Due to the sanctions, the Islamic Republic of Iran Air Force faced several problems, starting with the lack of original parts and supplies, a lack of technical support, and the enduring war against Iraq that consumed many resources. For these reasons, Iran created its own improvised supply chain through numerous shadowy negotiators from various countries and private semi-legal businesses that acquired parts from the US and then “embellished” the purchase through dozens of businesses until the traces were lost and parts finally arrived in Iran.
Over time, Iran developed its own research and industry, although heavily based on Western components. A notable example of the adaptation of Western weapons was the AIM-23 Sedjil, a semi-active radar-homing air-to-air missile for the F-14s derived from the MIM-23 HAWK surface-to-air missile. More recently, in 2018, Iran started the mass production of the Fakour-90, based loosely on the AIM-54 Phoenix, but derived from the Sedjil.
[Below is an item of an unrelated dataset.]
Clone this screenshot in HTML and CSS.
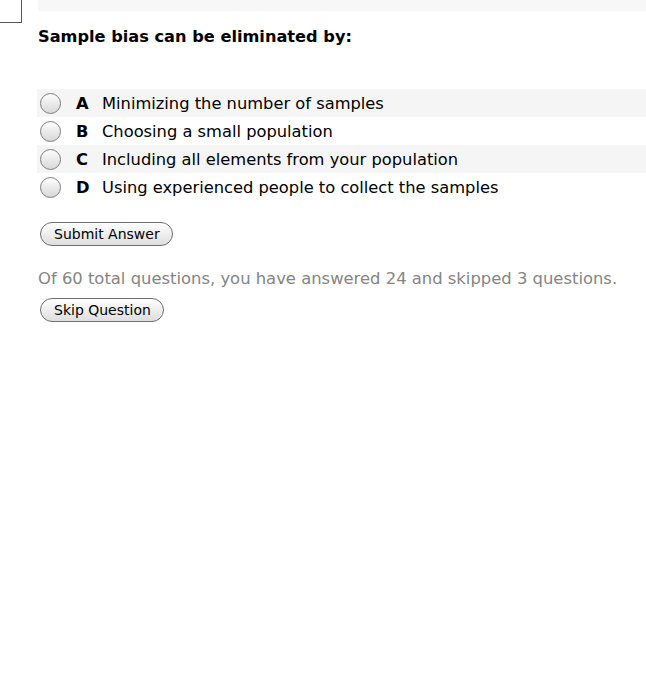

These efforts reflect necessity rather than efficiency. Iran simply had no alternative, and has kept an estimated 20–25 “Persian Tomcats” operational through extensive domestic manufacturing, reverse-engineering, and modification.
However, Israeli strikes in June 2025 reportedly destroyed or damaged two Tomcats at Mehrabad Airport, revealing both operational vulnerability and the difficulty of preserving such an aging platform.
Will A Future F-14 Be A Thing?
The US Navy would absolutely benefit from the kind of capability the F-14 Tomcat once provided: long-range interception, heavy missile carriage, extended endurance, and high-power airborne radar. These strengths align closely with modern operational demands, especially in the Pacific, where standoff threats and vast distances dominate planning.
Although the mission is more relevant than ever, the original F-14 airframe is not. The Navy needs a modern, efficient replacement, something that captures the Tomcat’s philosophy without inheriting its maintenance burdens.
Whether through the F/A-XX, a long-range “missile truck,” or a two-seat advanced carrier fighter, the future of naval aviation may look more like the Tomcat than the aircraft that replaced it. The F-14 cannot return, but its legacy may yet shape what comes next.